The resurgence is really about moments
The 7-inch single is not coming back because it is the most practical way to hear a song. Streaming already won that argument. It is coming back because practicality is not the only reason people love records.
A 45 turns a song into a keepsake. It gives a hit a front and back. It gives fans something to line up for, trade, frame, file, and play. From Elvis-era jukeboxes to Taylor-era variant culture, the best singles have always done the same thing: capture a pop moment before it floats away.
Sources
- Museum of Obsolete Media, “7-inch single (1949)”
- RIAA 2024 Year-End Music Industry Revenue Report
- Official Charts, best-selling vinyl albums and singles of 2024
- Billboard summary of Luminate’s 2024 year-end music report
FAQ
What is a 7-inch vinyl single?
A 7-inch vinyl single is a small record, usually played at 45 rpm, that typically holds one song per side.
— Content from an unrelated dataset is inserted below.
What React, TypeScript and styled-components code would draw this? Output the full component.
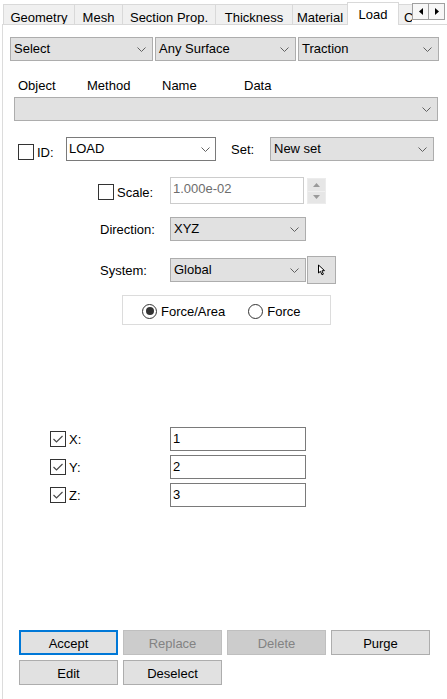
import styled, { createGlobalStyle } from 'styled-components';

const GlobalStyle = createGlobalStyle`
  html, body {
    margin: 0;
    padding: 0;
    background: #fff;
  }
  body {
    font-family: 'Liberation Sans', Arial, sans-serif;
    font-size: 13px;
    color: #000;
  }
  * {
    box-sizing: border-box;
  }
`;

const tabs = [
  { label: 'Geometry', w: 72 },
  { label: 'Mesh', w: 49 },
  { label: 'Section Prop.', w: 94 },
  { label: 'Thickness', w: 78 },
  { label: 'Material', w: 56 },
  { label: 'Load', w: 52, active: true },
];

const axes = [
  { name: 'X', value: '1' },
  { name: 'Y', value: '2' },
  { name: 'Z', value: '3' },
];

const buttons = [
  { label: 'Accept', focused: true },
  { label: 'Replace', disabled: true },
  { label: 'Delete', disabled: true },
  { label: 'Purge' },
  { label: 'Edit' },
  { label: 'Deselect' },
];

function Chevron() {
  return (
    <svg width="9" height="5" viewBox="0 0 9 5">
      <polyline points="0.5,0.5 4.5,4.5 8.5,0.5" fill="none" stroke="#606060" strokeWidth="1" />
    </svg>
  );
}

function Combo({ text, w, edit }: { text: string; w: number; edit?: boolean }) {
  return (
    <ComboBox $w={w} $edit={edit}>
      <ComboText $edit={edit}>{text}</ComboText>
      <Chevron />
    </ComboBox>
  );
}

function Check({ checked }: { checked?: boolean }) {
  return (
    <CheckBox>
      {checked && (
        <svg width="14" height="14" viewBox="0 0 14 14">
          <polyline points="2.5,7 5.5,10 11.5,4" fill="none" stroke="#4a4a4a" strokeWidth="1.2" />
        </svg>
      )}
    </CheckBox>
  );
}

export default function App() {
  return (
    <>
      <GlobalStyle />
      <Window>
        <TabStrip>
          {tabs.map((t) => (
            <Tab key={t.label} $w={t.w} $active={t.active}>
              {t.label}
            </Tab>
          ))}
          {/* the last tab is cut by the scroll arrows */}
          <ClippedTab>Constraint</ClippedTab>
          <TabScroll>
            <ScrollBtn>
              <svg width="4" height="7" viewBox="0 0 4 7">
                <polygon points="4,0 0,3.5 4,7" fill="#000" />
              </svg>
            </ScrollBtn>
            <ScrollBtn>
              <svg width="4" height="7" viewBox="0 0 4 7">
                <polygon points="0,0 4,3.5 0,7" fill="#000" />
              </svg>
            </ScrollBtn>
          </TabScroll>
        </TabStrip>

        <Panel>
          <FilterRow>
            <Combo text="Select" w={143} />
            <Combo text="Any Surface" w={141} />
            <Combo text="Traction" w={141} />
          </FilterRow>

          <HeaderRow>
            <span>Object</span>
            <span>Method</span>
            <span>Name</span>
            <span>Data</span>
          </HeaderRow>

          <WideRow>
            <Combo text="" w={424} />
          </WideRow>

          <FieldRow $top={16} $left={15}>
            <CheckField $w={48} $dy={6}>
              <Check />
              <span>ID:</span>
            </CheckField>
            <Combo text="LOAD" w={150} edit />
            <SetLabel>Set:</SetLabel>
            <Combo text="New set" w={164} />
          </FieldRow>

          <FieldRow $top={16} $left={95}>
            <CheckField $w={72} $dy={3}>
              <Check />
              <span>Scale:</span>
            </CheckField>
            <TextInput $w={134} $h={27} $disabled>
              1.000e-02
            </TextInput>
            <Spinner>
              <SpinHalf>
                <svg width="7" height="4" viewBox="0 0 7 4">
                  <polygon points="0,4 3.5,0 7,4" fill="#9a9a9a" />
                </svg>
              </SpinHalf>
              <SpinHalf>
                <svg width="7" height="4" viewBox="0 0 7 4">
                  <polygon points="0,0 3.5,4 7,0" fill="#9a9a9a" />
                </svg>
              </SpinHalf>
            </Spinner>
          </FieldRow>

          <FieldRow $top={13} $left={97}>
            <FieldLabel>Direction:</FieldLabel>
            <Combo text="XYZ" w={136} />
          </FieldRow>

          <FieldRow $top={15} $left={97}>
            <FieldLabel>System:</FieldLabel>
            <Combo text="Global" w={136} />
            <PickButton>
              <svg width="9" height="12" viewBox="0 0 9 12">
                <path
                  d="M1.5 1 L1.5 9 L3.4 7.3 L5 10.8 L6.4 10.1 L4.9 6.8 L7.5 6.6 Z"
                  fill="#fff"
                  stroke="#000"
                  strokeWidth="1"
                  strokeLinejoin="round"
                />
              </svg>
            </PickButton>
          </FieldRow>

          <RadioRow>
            <RadioGroup>
              <RadioItem>
                <RadioCircle $on />
                <span>Force/Area</span>
              </RadioItem>
              <RadioItem>
                <RadioCircle />
                <span>Force</span>
              </RadioItem>
            </RadioGroup>
          </RadioRow>

          <AxisList>
            {axes.map((a) => (
              <FieldRow key={a.name} $top={0} $left={47}>
                <CheckField $w={120} $dy={0}>
                  <Check checked />
                  <span>{a.name}:</span>
                </CheckField>
                <TextInput $w={136} $h={24}>
                  {a.value}
                </TextInput>
              </FieldRow>
            ))}
          </AxisList>

          <ButtonGrid>
            {buttons.map((b) => (
              <ActionButton key={b.label} $focused={b.focused} $disabled={b.disabled}>
                {b.label}
              </ActionButton>
            ))}
          </ButtonGrid>
        </Panel>
      </Window>
    </>
  );
}

const Window = styled.div`
  width: 447px;
  height: 699px;
  overflow: hidden;
  background: #fff;
`;

const TabStrip = styled.div`
  position: relative;
  z-index: 1;
  height: 24px;
  display: flex;
  align-items: flex-end;
  padding-left: 3px;
  white-space: nowrap;
`;

const Tab = styled.div<{ $w: number; $active?: boolean }>`
  flex: none;
  width: ${(p) => p.$w}px;
  height: ${(p) => (p.$active ? 23 : 20)}px;
  margin-left: -1px;
  margin-bottom: ${(p) => (p.$active ? -1 : 0)}px;
  padding-top: ${(p) => (p.$active ? 4 : 5)}px;
  line-height: 15px;
  text-align: center;
  overflow: hidden;
  background: ${(p) => (p.$active ? '#fff' : '#f0f0f0')};
  border: 1px solid #d9d9d9;
  border-bottom: none;
  position: relative;
  z-index: ${(p) => (p.$active ? 2 : 1)};
  &:first-child {
    margin-left: 0;
  }
`;

const ClippedTab = styled.div`
  flex: none;
  width: 14px;
  height: 20px;
  margin-left: -1px;
  padding: 5px 0 0 5px;
  line-height: 15px;
  overflow: hidden;
  background: #f0f0f0;
  border-top: 1px solid #d9d9d9;
  border-left: 1px solid #d9d9d9;
`;

const TabScroll = styled.div`
  flex: none;
  align-self: flex-start;
  margin-top: 3px;
  display: flex;
`;

const ScrollBtn = styled.div`
  flex: none;
  width: 17px;
  height: 17px;
  display: flex;
  align-items: center;
  justify-content: center;
  background: #f7f7f7;
  border: 1px solid #a0a0a0;
  & + & {
    margin-left: -1px;
  }
`;

const Panel = styled.div`
  margin-left: 2px;
  height: 675px;
  border-left: 1px solid #dcdcdc;
  border-top: 1px solid #d9d9d9;
  display: flex;
  flex-direction: column;
`;

const FilterRow = styled.div`
  margin-top: 12px;
  padding-left: 7px;
  display: flex;
  gap: 2px;
`;

const HeaderRow = styled.div`
  margin-top: 17px;
  padding-left: 15px;
  display: grid;
  grid-template-columns: 69px 75px 82px auto;
  line-height: 15px;
`;

const WideRow = styled.div`
  margin-top: 4px;
  padding-left: 11px;
  display: flex;
`;

const ComboBox = styled.div<{ $w: number; $edit?: boolean }>`
  flex: none;
  width: ${(p) => p.$w}px;
  height: 24px;
  display: flex;
  align-items: center;
  justify-content: space-between;
  padding-right: ${(p) => (p.$edit ? 5 : 6)}px;
  background: ${(p) => (p.$edit ? '#fff' : '#e1e1e1')};
  border: 1px solid ${(p) => (p.$edit ? '#7a7a7a' : '#adadad')};
`;

const ComboText = styled.span<{ $edit?: boolean }>`
  padding-left: ${(p) => (p.$edit ? 2 : 3)}px;
  margin-top: ${(p) => (p.$edit ? -2 : -1)}px;
  line-height: 15px;
`;

const FieldRow = styled.div<{ $top: number; $left: number }>`
  margin-top: ${(p) => p.$top}px;
  padding-left: ${(p) => p.$left}px;
  display: flex;
  align-items: center;
`;

const CheckField = styled.label<{ $w: number; $dy: number }>`
  flex: none;
  width: ${(p) => p.$w}px;
  margin-top: ${(p) => p.$dy}px;
  display: flex;
  align-items: center;
  gap: 3px;
  line-height: 15px;
`;

const CheckBox = styled.span`
  flex: none;
  width: 16px;
  height: 16px;
  display: flex;
  align-items: center;
  justify-content: center;
  background: #fff;
  border: 1px solid #333;
`;

const SetLabel = styled.span`
  width: 39px;
  margin-left: 15px;
  line-height: 15px;
`;

const FieldLabel = styled.span`
  flex: none;
  width: 70px;
  line-height: 15px;
`;

const TextInput = styled.div<{ $w: number; $h: number; $disabled?: boolean }>`
  flex: none;
  align-self: flex-start;
  width: ${(p) => p.$w}px;
  height: ${(p) => p.$h}px;
  padding: 3px 2px 0;
  line-height: 15px;
  background: #fff;
  color: ${(p) => (p.$disabled ? '#6d6d6d' : '#000')};
  border: 1px solid ${(p) => (p.$disabled ? '#cccccc' : '#7a7a7a')};
`;

const Spinner = styled.div`
  flex: none;
  align-self: flex-start;
  margin-left: 3px;
  margin-top: 1px;
  width: 19px;
  height: 26px;
  display: flex;
  flex-direction: column;
  gap: 1px;
  background: #f0f0f0;
  border: 1px solid #ececec;
`;

const SpinHalf = styled.div`
  flex: 1;
  display: flex;
  align-items: center;
  justify-content: center;
  background: #e6e6e6;
`;

const PickButton = styled.div`
  flex: none;
  width: 29px;
  height: 28px;
  margin-left: 1px;
  display: flex;
  align-items: center;
  justify-content: center;
  background: #e1e1e1;
  border: 1px solid #adadad;
`;

const RadioRow = styled.div`
  margin-top: 11px;
  padding-left: 119px;
  display: flex;
`;

const RadioGroup = styled.div`
  width: 209px;
  height: 30px;
  padding: 2px 0 0 19px;
  display: flex;
  align-items: center;
  gap: 23px;
  border: 1px solid #dcdcdc;
`;

const RadioItem = styled.label`
  display: flex;
  align-items: center;
  gap: 4px;
  line-height: 15px;
`;

const RadioCircle = styled.span<{ $on?: boolean }>`
  flex: none;
  width: 15px;
  height: 15px;
  border-radius: 50%;
  border: 1px solid #333;
  background: #fff;
  display: flex;
  align-items: center;
  justify-content: center;
  &::after {
    content: '';
    display: ${(p) => (p.$on ? 'block' : 'none')};
    width: 8px;
    height: 8px;
    border-radius: 50%;
    background: #333;
  }
`;

const AxisList = styled.div`
  margin-top: 102px;
  display: flex;
  flex-direction: column;
  gap: 4px;
`;

const ButtonGrid = styled.div`
  margin-top: 123px;
  padding-left: 16px;
  display: grid;
  grid-template-columns: repeat(4, 99px);
  grid-auto-rows: 25px;
  gap: 5px;
`;

const ActionButton = styled.div<{ $focused?: boolean; $disabled?: boolean }>`
  display: flex;
  align-items: center;
  justify-content: center;
  padding-top: 1px;
  line-height: 15px;
  background: ${(p) => (p.$disabled ? '#cccccc' : '#e1e1e1')};
  color: ${(p) => (p.$disabled ? '#838383' : '#000')};
  border: ${(p) =>
    p.$focused ? '2px solid #0078d7' : `1px solid ${p.$disabled ? '#bfbfbf' : '#adadad'}`};
`;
Some 7-inch EPs fit more songs by cutting at lower volume or with narrower grooves.
Are 7-inch singles worth collecting?
They can be, especially if you enjoy picture sleeves, rare B-sides, jukebox pressings, colored vinyl, Record Store Day editions, or singles tied to a favorite artist’s campaign. Condition, scarcity, and demand matter more than format alone.
Can every turntable play 7-inch singles?
Most turntables can play 7-inch records if they support 45 rpm. Some U.S. 45s have a large center hole and need a small adapter, often called a 45 adapter or spider.
Why are artists releasing 7-inch singles again?
They are affordable collectibles, useful for limited drops, and perfect for special songs, covers, live sessions, charity releases, or anniversary reissues. They give fans a physical object without requiring a full album purchase.